California prosecutors have steadily cut back on seeking life sentences for repeat offenders under the state’s controversial “three strikes and you’re out” law, the Los Angeles Times says.
Statewide, the number of 25-years-to-life sentences for a third strike has dropped more than 50 percent since the peak in 1996. Falling crime rates account for some of that decline, but prosecutors, defense lawyers and independent analysts agree that district attorneys are more selective in deciding when to seek a third strike.
“Prosecutors are beginning to more finely calibrate their use of the three-strikes law,” said Charles Hobson of the Criminal Justice Legal Foundation in Sacramento who successfully defended the constitutionality of the law before the U.S. Supreme Court this year.
The change has been most notable in Los Angeles County, where District Attorney.

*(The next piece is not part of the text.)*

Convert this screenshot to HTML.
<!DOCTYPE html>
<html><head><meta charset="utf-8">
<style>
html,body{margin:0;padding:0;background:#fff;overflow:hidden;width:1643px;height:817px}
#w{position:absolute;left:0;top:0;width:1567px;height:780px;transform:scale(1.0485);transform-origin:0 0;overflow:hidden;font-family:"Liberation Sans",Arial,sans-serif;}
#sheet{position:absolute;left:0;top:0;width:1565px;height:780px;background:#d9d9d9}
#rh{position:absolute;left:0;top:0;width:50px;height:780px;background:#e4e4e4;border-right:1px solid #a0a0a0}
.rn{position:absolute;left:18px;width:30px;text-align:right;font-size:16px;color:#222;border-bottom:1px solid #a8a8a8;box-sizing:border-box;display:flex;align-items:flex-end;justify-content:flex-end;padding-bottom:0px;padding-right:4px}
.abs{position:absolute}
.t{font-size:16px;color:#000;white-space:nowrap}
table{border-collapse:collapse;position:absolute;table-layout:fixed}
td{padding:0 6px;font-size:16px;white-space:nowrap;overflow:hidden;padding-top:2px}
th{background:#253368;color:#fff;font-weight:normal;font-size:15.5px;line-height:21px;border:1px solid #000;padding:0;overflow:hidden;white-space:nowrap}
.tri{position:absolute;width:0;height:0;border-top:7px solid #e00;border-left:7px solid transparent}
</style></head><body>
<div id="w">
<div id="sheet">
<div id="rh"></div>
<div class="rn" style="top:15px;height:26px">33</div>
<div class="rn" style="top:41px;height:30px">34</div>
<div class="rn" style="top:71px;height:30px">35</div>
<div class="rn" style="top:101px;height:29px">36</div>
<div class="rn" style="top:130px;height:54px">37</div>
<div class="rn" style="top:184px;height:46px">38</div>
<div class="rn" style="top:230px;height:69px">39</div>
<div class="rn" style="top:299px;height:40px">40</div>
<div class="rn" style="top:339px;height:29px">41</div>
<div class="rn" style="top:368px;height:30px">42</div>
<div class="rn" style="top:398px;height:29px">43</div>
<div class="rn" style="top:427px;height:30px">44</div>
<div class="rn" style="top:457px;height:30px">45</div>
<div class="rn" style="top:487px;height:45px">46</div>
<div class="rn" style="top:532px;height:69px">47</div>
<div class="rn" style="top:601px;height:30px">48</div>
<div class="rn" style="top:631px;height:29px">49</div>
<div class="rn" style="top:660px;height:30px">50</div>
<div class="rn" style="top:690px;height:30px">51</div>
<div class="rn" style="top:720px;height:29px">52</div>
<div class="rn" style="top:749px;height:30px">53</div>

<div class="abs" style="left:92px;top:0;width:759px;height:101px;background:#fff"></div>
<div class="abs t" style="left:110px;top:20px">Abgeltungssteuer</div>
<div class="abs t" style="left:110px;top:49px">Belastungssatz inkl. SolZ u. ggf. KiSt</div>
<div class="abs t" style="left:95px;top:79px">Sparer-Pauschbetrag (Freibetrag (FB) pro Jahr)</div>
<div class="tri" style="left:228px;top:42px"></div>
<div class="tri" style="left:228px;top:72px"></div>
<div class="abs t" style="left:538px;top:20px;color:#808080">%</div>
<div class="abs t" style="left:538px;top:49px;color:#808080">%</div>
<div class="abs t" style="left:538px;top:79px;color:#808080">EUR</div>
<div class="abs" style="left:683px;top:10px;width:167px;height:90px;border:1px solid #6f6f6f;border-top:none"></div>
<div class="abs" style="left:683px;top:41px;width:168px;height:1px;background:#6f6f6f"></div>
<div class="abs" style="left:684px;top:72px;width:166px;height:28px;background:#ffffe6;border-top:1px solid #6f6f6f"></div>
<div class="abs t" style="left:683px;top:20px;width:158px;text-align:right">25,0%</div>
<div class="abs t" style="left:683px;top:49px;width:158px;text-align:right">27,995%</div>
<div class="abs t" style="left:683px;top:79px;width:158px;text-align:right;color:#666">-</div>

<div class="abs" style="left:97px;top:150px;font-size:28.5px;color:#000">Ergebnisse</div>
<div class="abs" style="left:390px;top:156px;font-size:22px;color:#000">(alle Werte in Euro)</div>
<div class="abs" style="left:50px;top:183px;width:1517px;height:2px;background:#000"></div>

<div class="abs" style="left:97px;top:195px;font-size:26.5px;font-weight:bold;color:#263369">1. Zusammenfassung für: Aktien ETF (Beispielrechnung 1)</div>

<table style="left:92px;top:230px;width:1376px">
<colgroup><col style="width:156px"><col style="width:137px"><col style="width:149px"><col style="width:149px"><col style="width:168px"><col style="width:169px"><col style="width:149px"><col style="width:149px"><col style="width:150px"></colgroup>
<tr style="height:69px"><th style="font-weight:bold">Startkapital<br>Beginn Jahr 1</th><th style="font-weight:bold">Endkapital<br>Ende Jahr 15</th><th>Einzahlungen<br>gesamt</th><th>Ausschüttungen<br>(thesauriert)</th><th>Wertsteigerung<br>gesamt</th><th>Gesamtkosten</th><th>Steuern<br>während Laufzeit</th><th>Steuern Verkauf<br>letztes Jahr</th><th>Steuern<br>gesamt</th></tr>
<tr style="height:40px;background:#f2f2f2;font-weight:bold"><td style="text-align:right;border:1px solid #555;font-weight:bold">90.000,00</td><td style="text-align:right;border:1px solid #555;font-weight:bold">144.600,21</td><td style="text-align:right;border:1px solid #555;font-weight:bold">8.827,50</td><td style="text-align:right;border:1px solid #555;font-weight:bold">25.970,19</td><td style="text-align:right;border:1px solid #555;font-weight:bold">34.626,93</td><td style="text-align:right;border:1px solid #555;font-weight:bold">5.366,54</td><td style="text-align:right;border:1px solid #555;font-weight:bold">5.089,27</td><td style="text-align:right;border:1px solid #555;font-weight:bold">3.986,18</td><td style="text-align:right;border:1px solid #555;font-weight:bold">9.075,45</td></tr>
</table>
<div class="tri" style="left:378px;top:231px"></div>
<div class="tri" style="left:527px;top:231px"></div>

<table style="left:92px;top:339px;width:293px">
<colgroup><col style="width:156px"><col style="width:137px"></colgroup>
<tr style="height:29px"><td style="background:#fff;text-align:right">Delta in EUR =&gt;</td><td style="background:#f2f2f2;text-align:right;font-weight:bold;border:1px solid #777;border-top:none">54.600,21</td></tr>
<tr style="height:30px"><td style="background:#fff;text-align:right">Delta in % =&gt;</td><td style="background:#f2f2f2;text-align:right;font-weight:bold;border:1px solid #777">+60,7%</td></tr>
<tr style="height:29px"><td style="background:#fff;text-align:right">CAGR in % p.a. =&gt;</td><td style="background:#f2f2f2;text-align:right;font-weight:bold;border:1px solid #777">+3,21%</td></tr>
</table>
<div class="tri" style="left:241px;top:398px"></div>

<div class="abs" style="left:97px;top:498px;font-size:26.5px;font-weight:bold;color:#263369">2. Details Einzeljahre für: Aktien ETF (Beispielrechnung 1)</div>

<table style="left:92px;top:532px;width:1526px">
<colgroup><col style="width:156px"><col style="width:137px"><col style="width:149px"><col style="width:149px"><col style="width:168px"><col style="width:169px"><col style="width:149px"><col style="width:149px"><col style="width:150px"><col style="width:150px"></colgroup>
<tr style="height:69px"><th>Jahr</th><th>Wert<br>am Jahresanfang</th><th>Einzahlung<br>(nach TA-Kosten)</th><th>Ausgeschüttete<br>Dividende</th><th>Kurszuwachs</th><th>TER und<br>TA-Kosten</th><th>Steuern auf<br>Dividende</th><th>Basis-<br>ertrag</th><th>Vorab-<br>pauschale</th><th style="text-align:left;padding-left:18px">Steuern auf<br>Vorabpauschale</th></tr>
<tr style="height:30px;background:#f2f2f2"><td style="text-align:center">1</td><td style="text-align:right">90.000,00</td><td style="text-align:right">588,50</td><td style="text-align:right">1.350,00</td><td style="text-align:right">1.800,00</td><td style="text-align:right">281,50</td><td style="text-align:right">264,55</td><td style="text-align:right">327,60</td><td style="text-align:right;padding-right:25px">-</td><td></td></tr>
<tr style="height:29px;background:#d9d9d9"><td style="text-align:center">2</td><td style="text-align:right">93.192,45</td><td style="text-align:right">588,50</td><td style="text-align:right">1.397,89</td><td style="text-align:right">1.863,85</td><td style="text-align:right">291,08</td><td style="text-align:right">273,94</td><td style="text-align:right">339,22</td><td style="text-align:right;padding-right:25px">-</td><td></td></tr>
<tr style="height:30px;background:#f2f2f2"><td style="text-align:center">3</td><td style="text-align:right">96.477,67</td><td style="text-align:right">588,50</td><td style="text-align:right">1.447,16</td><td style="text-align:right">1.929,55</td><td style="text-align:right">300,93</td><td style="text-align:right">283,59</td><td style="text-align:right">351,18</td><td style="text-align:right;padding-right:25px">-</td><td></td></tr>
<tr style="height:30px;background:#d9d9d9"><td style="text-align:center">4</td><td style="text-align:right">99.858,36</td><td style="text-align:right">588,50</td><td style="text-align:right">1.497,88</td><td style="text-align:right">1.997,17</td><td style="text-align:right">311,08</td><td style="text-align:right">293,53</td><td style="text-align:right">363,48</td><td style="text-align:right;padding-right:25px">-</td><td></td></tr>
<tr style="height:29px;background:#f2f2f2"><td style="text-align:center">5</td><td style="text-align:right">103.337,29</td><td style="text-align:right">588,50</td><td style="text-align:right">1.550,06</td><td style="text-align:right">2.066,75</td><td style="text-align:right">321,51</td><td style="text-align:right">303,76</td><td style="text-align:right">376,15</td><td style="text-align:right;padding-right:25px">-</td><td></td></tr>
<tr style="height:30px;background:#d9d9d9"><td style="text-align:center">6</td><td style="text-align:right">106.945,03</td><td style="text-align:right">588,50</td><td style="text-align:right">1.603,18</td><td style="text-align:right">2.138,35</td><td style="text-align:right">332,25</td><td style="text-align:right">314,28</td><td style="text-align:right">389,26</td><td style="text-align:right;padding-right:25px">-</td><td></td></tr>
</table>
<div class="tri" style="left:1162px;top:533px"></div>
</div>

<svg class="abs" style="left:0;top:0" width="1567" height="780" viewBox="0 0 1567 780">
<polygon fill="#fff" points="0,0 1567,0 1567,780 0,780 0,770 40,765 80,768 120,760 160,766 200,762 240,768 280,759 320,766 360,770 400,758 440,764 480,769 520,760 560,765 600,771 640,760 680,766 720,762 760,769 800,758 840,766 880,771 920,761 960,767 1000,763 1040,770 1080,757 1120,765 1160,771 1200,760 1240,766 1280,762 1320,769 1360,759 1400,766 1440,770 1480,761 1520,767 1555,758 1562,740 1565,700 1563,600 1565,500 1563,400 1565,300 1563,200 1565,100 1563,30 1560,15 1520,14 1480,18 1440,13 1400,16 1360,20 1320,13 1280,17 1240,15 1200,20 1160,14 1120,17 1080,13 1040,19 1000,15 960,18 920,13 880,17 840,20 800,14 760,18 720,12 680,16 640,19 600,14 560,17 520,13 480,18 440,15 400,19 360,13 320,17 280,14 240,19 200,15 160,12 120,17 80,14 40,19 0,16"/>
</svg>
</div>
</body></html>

Steve Cooley has halted prosecution of most nonviolent third-strikers. Just one of every three potential third-strike cases has been prosecuted to the full extent of the law since he took office in December 2000.
Under Cooley’s policy violent offenses and major drug possession charges are normally treated as third strikes. But nonviolent offenses or lesser drug possession charges are presumed not to be third strikes. A prosecutor can overcome that presumption and bring a third-strike case against a nonviolent defendant, but only with approval of higher officials in the district attorney’s office.

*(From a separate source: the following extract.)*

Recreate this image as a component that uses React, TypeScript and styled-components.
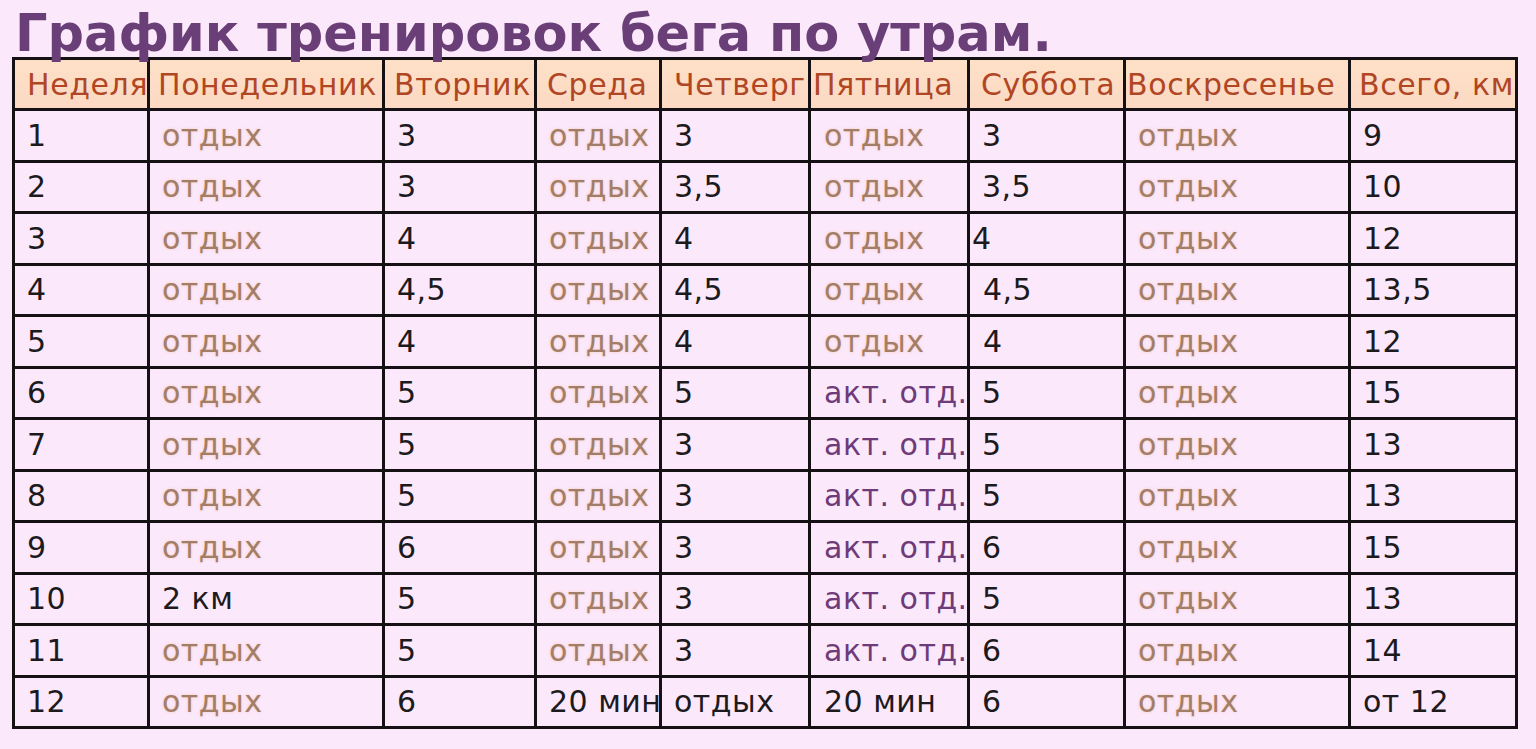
import React, { FC } from 'react';
import styled, { createGlobalStyle } from 'styled-components';

const GlobalStyle = createGlobalStyle`
  html, body {
    margin: 0;
    padding: 0;
    background: #fbe8fb;
  }
  body {
    font-family: "DejaVu Sans", Verdana, sans-serif;
  }
`;

const Page = styled.div`
  padding: 0 0 0 12px;
`;

const Title = styled.h1`
  position: relative;
  z-index: 1;
  margin: 0 0 -11px 3px;
  font-family: "DejaVu Sans", Verdana, sans-serif;
  font-weight: 700;
  font-size: 51px;
  line-height: 68px;
  color: #6a3f78;
  white-space: nowrap;
`;

const Table = styled.table`
  border-collapse: collapse;
  table-layout: fixed;
  width: 1506px;
`;

const HeadCell = styled.th<{ $indent?: number }>`
  height: 48px;
  padding: 0 0 0 ${p => p.$indent ?? 11}px;
  border: 3px solid #141014;
  background: linear-gradient(#fde0c6, #fcd9c4);
  color: #b04624;
  font-size: 30px;
  font-weight: 400;
  letter-spacing: 0.6px;
  text-align: left;
  white-space: nowrap;
  overflow: hidden;
`;

type Tone = 'num' | 'rest' | 'active';

const toneColor: Record<Tone, string> = {
  num: '#1c1a1c',
  rest: '#a27e68',
  active: '#6e3a78',
};

const Cell = styled.td<{ $tone: Tone; $indent?: number }>`
  height: 48.5px;
  padding: 0 0 0 ${p => p.$indent ?? 12}px;
  border: 3px solid #141014;
  color: ${p => toneColor[p.$tone]};
  text-shadow: ${p => (p.$tone === 'rest' ? '0 0 3px rgba(250, 170, 110, 0.45)' : 'none')};
  font-size: 30px;
  letter-spacing: 0.5px;
  white-space: nowrap;
  overflow: hidden;
`;

const columns = [
  { title: 'Неделя', width: 135, indent: 12 },
  { title: 'Понедельник', width: 235, indent: 8 },
  { title: 'Вторник', width: 152, indent: 9 },
  { title: 'Среда', width: 125, indent: 10 },
  { title: 'Четверг', width: 149, indent: 12 },
  { title: 'Пятница', width: 159, indent: 2 },
  { title: 'Суббота', width: 156, indent: 11 },
  { title: 'Воскресенье', width: 225, indent: 1 },
  { title: 'Всего, км', width: 167, indent: 8 },
];

const R = 'отдых';
const A = 'акт. отд.';

// [week, mon, tue, wed, thu, fri, sat, sun, total]
const rows: string[][] = [
  ['1', R, '3', R, '3', R, '3', R, '9'],
  ['2', R, '3', R, '3,5', R, '3,5', R, '10'],
  ['3', R, '4', R, '4', R, '4', R, '12'],
  ['4', R, '4,5', R, '4,5', R, '4,5', R, '13,5'],
  ['5', R, '4', R, '4', R, '4', R, '12'],
  ['6', R, '5', R, '5', A, '5', R, '15'],
  ['7', R, '5', R, '3', A, '5', R, '13'],
  ['8', R, '5', R, '3', A, '5', R, '13'],
  ['9', R, '6', R, '3', A, '6', R, '15'],
  ['10', '2 км', '5', R, '3', A, '5', R, '13'],
  ['11', R, '5', R, '3', A, '6', R, '14'],
  ['12', R, '6', '20 мин', 'отдых*', '20 мин', '6', R, 'от 12'],
];

// small per-cell offsets seen in the original (row index, column index) -> indent
const oddIndents: Record<string, number> = {
  '2-6': 2,
  '3-6': 13,
  '4-6': 13,
};

const toneOf = (value: string): Tone => {
  if (value === R) return 'rest';
  if (value === A) return 'active';
  return 'num';
};

const App: FC = () => (
  <>
    <GlobalStyle />
    <Page>
      <Title>График тренировок бега по утрам.</Title>
      <Table>
        <colgroup>
          {columns.map(c => (
            <col key={c.title} style={{ width: c.width }} />
          ))}
        </colgroup>
        <thead>
          <tr>
            {columns.map(c => (
              <HeadCell key={c.title} $indent={c.indent}>{c.title}</HeadCell>
            ))}
          </tr>
        </thead>
        <tbody>
          {rows.map((row, ri) => (
            <tr key={row[0]}>
              {row.map((value, ci) => {
                // "отдых*" marks the plain, dark "отдых" in the last row
                const text = value.replace('*', '');
                const tone = value.endsWith('*') ? 'num' : toneOf(value);
                return (
                  <Cell key={ci} $tone={tone} $indent={oddIndents[`${ri}-${ci}`] ?? (ci === 5 ? 13 : 12)}>
                    {text}
                  </Cell>
                );
              })}
            </tr>
          ))}
        </tbody>
      </Table>
    </Page>
  </>
);

export default App;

Cooley’s policy put Los Angeles County, origin of 41 percent of the state’s three-strikes cases, into line with policies followed in San Francisco and Alameda counties.
Unlike most of the 24 other states that have adopted versions of the three-strikes law, California’s applies to violent and nonviolent offenses committed by anyone who has been convicted of two violent or serious felonies. Sponsors of the law argue that putting repeat offenders away for life, even if their final crimes are nonviolent, is what was intended.
“Everyone wants to lock up really bad people,” said Mike Reynolds, the Fresno photographer whose daughter’s murder inspired the California law. “We’re just having trouble figuring out who they are.”